功能描述

Verify numerical data against original papers and maintain traceable provenance for every value in datasets, tables, and plots. Includes citation source mana...

使用说明 (SKILL.md)

Data Source Verification

Name: Data Source Verification
Author: larry-of-cosmotim

A systematic workflow for verifying that every data point in a research dataset can be traced back to its original source paper, figure, table, or text passage.

When to Use

Building datasets from literature (CSV, JSON, tables)
Populating tables or plots with values from multiple papers
Reviewing existing datasets for data integrity
Before submitting any paper that includes compiled data

Core Rule

Every numerical value must be traceable to a specific location in the original paper. If you cannot find the value in the cited source, it is unverified and must be flagged — never included as confirmed data.

Data Provenance Chain

Source PDF → CITATION.md (extracted values) → CSV/data table → LaTeX manuscript

Every link in this chain must be auditable. If someone asks "where did this number come from?", the answer should be: paper X, Table Y, column Z — and we have the PDF to prove it.

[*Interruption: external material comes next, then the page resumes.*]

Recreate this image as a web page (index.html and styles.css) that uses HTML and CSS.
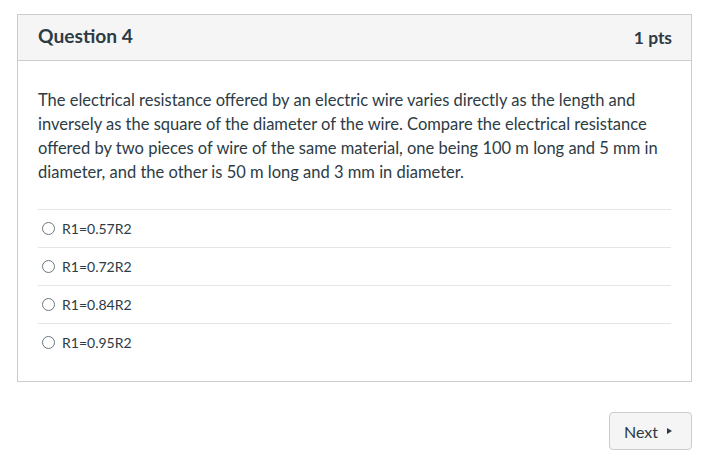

Citation Source Management

Project Setup (`init`)

Create a Citation_Sources/ directory for the project:

Citation_Sources/
  AuthorLastName_Year_Journal_ShortTitle/
    Author_Year_Topic.pdf          ← original paper
    Author_Year_Topic_SI.pdf       ← supplementary info (if any)
    CITATION.md                    ← structured metadata + data provenance

CITATION.md Template

Every cited paper gets a CITATION.md file:

# Author et al. Year — Short Description
**Title**: Full title
**Authors**: Author list
**Journal**: Journal Vol, Pages (Year)
**DOI**: 10.xxxx/xxxxx
**Data used**: [exact values extracted, with table/figure reference]
**PDF**: ✅ Confirmed | ❌ NOT DOWNLOADED — [reason]
**Status**: CONFIRMED | ⚠️ NEEDS CONFIRM — [reason]
**Notes**: [any caveats, discrepancies, proxy assumptions]

Adding a Source (`add`)

When adding a new citation:

Create the folder: Citation_Sources/AuthorLastName_Year_Journal_ShortTitle/
Download the original PDF — always try to get the actual paper, not just the abstract
Download supplementary information if it contains data
Create CITATION.md from the template
Extract the specific values you need, recording exact table/figure/page locations
Mark the PDF status and verification status

Verification Workflow

Step 1: Collect with Provenance

When extracting data from a paper, record ALL of the following for each value:

Value: 0.65 W/m·K
Paper: Cheng et al. 2021
DOI: 10.1002/smll.202101693
Location: Table 2, row 3
Method: TDTR (time-domain thermoreflectance)
Data type: Experimental
Verified: YES — value confirmed in Table 2

Never record a value without filling in the Location, Data type, and Verified fields.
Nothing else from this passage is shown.